Comparison with Precedent
The court analyzed the case in relation to prior cases, particularly Driebe v. Cox, which involved similar circumstances where a closing attorney represented the buyer, and the seller alleged negligence regarding the legal description in a warranty deed. In that case, the court ruled that the attorney owed no duty to the seller, reinforcing the principle that a closing attorney's actions, when serving their client, do not create a duty to the opposing party. The court distinguished between instances where attorneys made gratuitous promises to non-clients and those where they merely performed necessary functions for their clients.
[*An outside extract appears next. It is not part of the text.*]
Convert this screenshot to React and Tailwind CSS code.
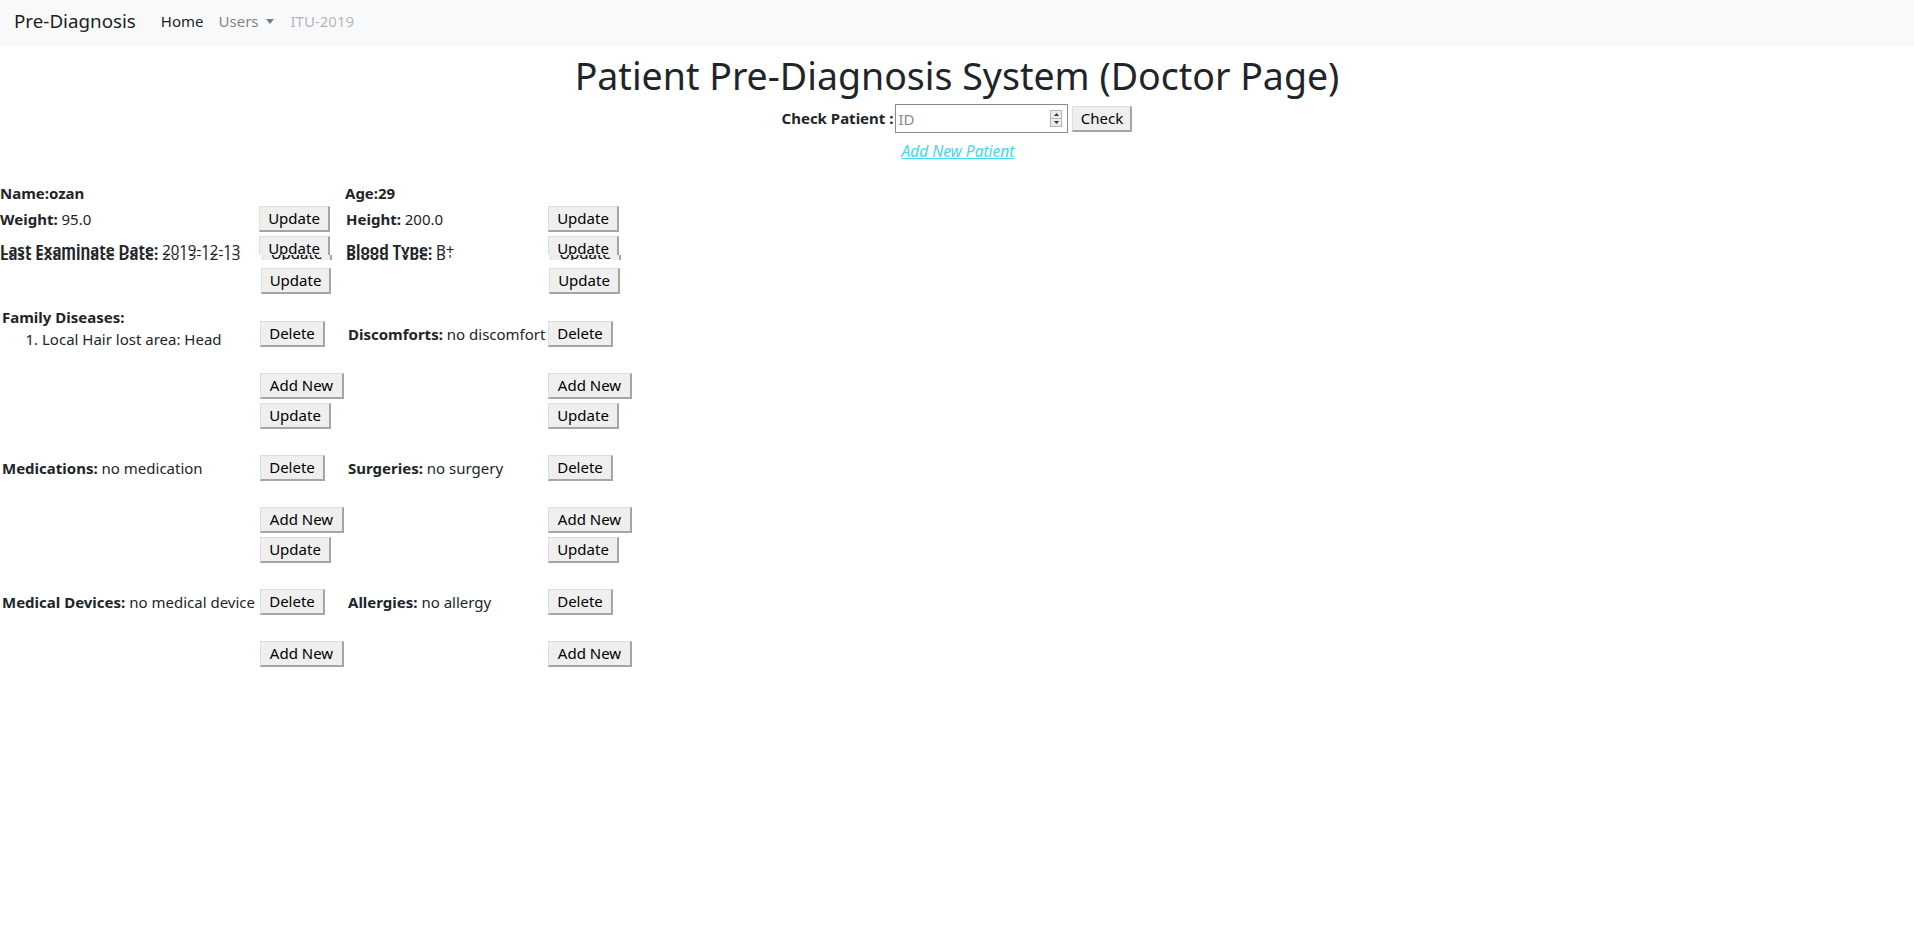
import React from "react";

const BTN =
  "bg-[#efefef] border-t border-l border-r-2 border-b-2 border-t-[#dedede] border-l-[#dedede] border-r-[#a5a5a5] border-b-[#a5a5a5] h-[26px] text-[15px] text-black flex items-center justify-center leading-none shrink-0 font-['Noto_Sans',sans-serif]";

function Btn({ w, children, inner = "" }) {
  return (
    <button className={`${BTN} ${w}`}>
      <span className={inner}>{children}</span>
    </button>
  );
}

function Lbl({ b, v }) {
  return (
    <span className="whitespace-nowrap text-[15px] text-[#212529]">
      <b className="font-bold">{b}</b>
      {v ? " " + v : ""}
    </span>
  );
}

const GRID = "grid grid-cols-[259px_88px_201px_120px] items-center";
const GRID2 = "grid grid-cols-[260px_88px_200px_120px] items-center";

function Block({ left, right, update = true, first = false }) {
  return (
    <div className={`${first ? "mt-[27px]" : "mt-[26px]"} flex flex-col`}>
      <div className={`${GRID2} h-[26px]`}>
        <div className="pl-[2px] flex items-center h-[26px] overflow-visible">{left}</div>
        <div>
          <Btn w="w-[65px]">Delete</Btn>
        </div>
        <div>{right}</div>
        <div>
          <Btn w="w-[65px]">Delete</Btn>
        </div>
      </div>
      <div className={`${GRID2} h-[26px] mt-[26px]`}>
        <div></div>
        <div>
          <Btn w="w-[84px]">Add New</Btn>
        </div>
        <div></div>
        <div>
          <Btn w="w-[84px]">Add New</Btn>
        </div>
      </div>
      {update && (
        <div className={`${GRID2} h-[26px] mt-[4px]`}>
          <div></div>
          <div>
            <Btn w="w-[71px]">Update</Btn>
          </div>
          <div></div>
          <div>
            <Btn w="w-[71px]">Update</Btn>
          </div>
        </div>
      )}
    </div>
  );
}

export default function App() {
  return (
    <div className="min-h-[935px] bg-white font-['Noto_Sans',sans-serif] text-[#212529]">
      {/* Navbar */}
      <nav className="h-[47px] bg-[#f8f9fa] flex items-center pl-[14px] pb-[4px]">
        <span className="text-[18.8px] text-[rgba(0,0,0,0.9)] mr-[25px]">Pre-Diagnosis</span>
        <span className="text-[15px] text-[rgba(0,0,0,0.9)] mr-[15px]">Home</span>
        <span className="text-[15px] text-[rgba(0,0,0,0.5)] flex items-center mr-[17px]">
          Users
          <svg width="8" height="5" viewBox="0 0 8 5" className="ml-[7px]">
            <path d="M0 0 L8 0 L4 5 Z" fill="rgba(0,0,0,0.5)" />
          </svg>
        </span>
        <span className="text-[15px] text-[rgba(0,0,0,0.3)]">ITU-2019</span>
      </nav>

      {/* Heading */}
      <h1 className="text-center text-[37.5px] leading-[48px] mt-[5px] font-normal text-[#212529]">
        Patient Pre-Diagnosis System (Doctor Page)
      </h1>

      {/* Check row */}
      <div className="flex justify-center items-center h-[29px] mt-[4px]">
        <span className="text-[15px] font-bold mr-[2px] whitespace-nowrap">Check Patient :</span>
        <div className="w-[173px] h-[29px] border border-[#8a8a8a] flex items-center bg-white">
          <input
            placeholder="ID"
            className="flex-1 min-w-0 h-full pl-[2px] text-[15px] outline-none placeholder:text-[#8a8a8a] bg-transparent"
          />
          <div className="w-[12px] h-[17px] mr-[5px] border border-[#b5b5b5] bg-[#ececec] flex flex-col">
            <div className="flex-1 flex items-center justify-center border-b border-[#b5b5b5]">
              <svg width="5" height="3" viewBox="0 0 5 3">
                <path d="M0 3 L2.5 0 L5 3 Z" fill="#333" />
              </svg>
            </div>
            <div className="flex-1 flex items-center justify-center">
              <svg width="5" height="3" viewBox="0 0 5 3">
                <path d="M0 0 L5 0 L2.5 3 Z" fill="#333" />
              </svg>
            </div>
          </div>
        </div>
        <div className="ml-[4px]">
          <Btn w="w-[60px]">Check</Btn>
        </div>
      </div>

      {/* Link */}
      <div className="flex justify-center mt-[7px] h-[24px] items-center">
        <a className="italic underline text-[15.5px] text-[#45d4f2] pl-[2px]">Add New Patient</a>
      </div>

      {/* Patient data */}
      <div className="flex flex-col">
        <div className={`${GRID} h-[24px] mt-[17px]`}>
          <Lbl b="Name:ozan" />
          <div></div>
          <div className="-ml-[2px]">
            <Lbl b="Age:29" />
          </div>
          <div></div>
        </div>
        <div className={`${GRID} h-[26px] mt-[1px]`}>
          <Lbl b="Weight:" v="95.0" />
          <div>
            <Btn w="w-[71px]">Update</Btn>
          </div>
          <div className="-ml-[1px]">
            <Lbl b="Height:" v="200.0" />
          </div>
          <div>
            <Btn w="w-[71px]">Update</Btn>
          </div>
        </div>
        {/* Last examinate row (rendering glitch reproduced) */}
        <div className="h-[19px] overflow-hidden mt-[4px]">
          <div className={`${GRID} h-[26px]`}>
            <Lbl b="Last Examinate Date:" v="2019-12-13" />
            <div>
              <Btn w="w-[71px]">Update</Btn>
            </div>
            <div className="-ml-[1px]">
              <Lbl b="Blood Type:" v="B+" />
            </div>
            <div>
              <Btn w="w-[71px]">Update</Btn>
            </div>
          </div>
        </div>
        <div className="h-[5px] overflow-hidden bg-white">
          <div className={`${GRID} h-[26px] -mt-[19px]`}>
            <div className="mt-[6px]">
              <Lbl b="Last Examinate Date:" v="2019-12-13" />
            </div>
            <div className="pl-[3px]">
              <Btn w="w-[70px]" inner="pt-[6px]">Update</Btn>
            </div>
            <div className="-ml-[1px] mt-[6px]">
              <Lbl b="Blood Type:" v="B+" />
            </div>
            <div className="pl-[2px]">
              <Btn w="w-[71px]" inner="pt-[6px]">Update</Btn>
            </div>
          </div>
        </div>
        <div className={`${GRID} h-[26px] mt-[8px]`}>
          <div></div>
          <div className="pl-[2px]">
            <Btn w="w-[70px]">Update</Btn>
          </div>
          <div></div>
          <div className="pl-[1px]">
            <Btn w="w-[71px]">Update</Btn>
          </div>
        </div>

        <Block
          first
          left={
            <div className="flex flex-col pb-[12px]">
              <b className="font-bold text-[15px] leading-[22px] whitespace-nowrap">Family Diseases:</b>
              <ol className="list-decimal pl-[40px] text-[15px] leading-[22px] whitespace-nowrap">
                <li>Local Hair lost area: Head</li>
              </ol>
            </div>
          }
          right={<Lbl b="Discomforts:" v="no discomfort" />}
        />
        <Block
          left={<Lbl b="Medications:" v="no medication" />}
          right={<Lbl b="Surgeries:" v="no surgery" />}
        />
        <Block
          left={<Lbl b="Medical Devices:" v="no medical device" />}
          right={<Lbl b="Allergies:" v="no allergy" />}
          update={false}
        />
      </div>
    </div>
  );
}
This precedent supported the court's conclusion that Smith's role was confined to representing Rickman and did not extend to Cole.
Conclusion on Summary Judgment
Ultimately, the court upheld the trial court's decision in favor of the firm and Smith on cross-motions for summary judgment. It concluded that there was no legal duty owed to Cole, as she was not a client and there was insufficient evidence of any voluntary undertaking by Smith. The court affirmed that the absence of an attorney-client relationship, combined with the lack of evidence indicating reliance or gratuitous promises, justified the ruling. Therefore, the court determined that the trial court did not err in granting summary judgment for the defendants, maintaining that their actions were aligned with their obligations to their client, Rickman, and did not extend to Cole.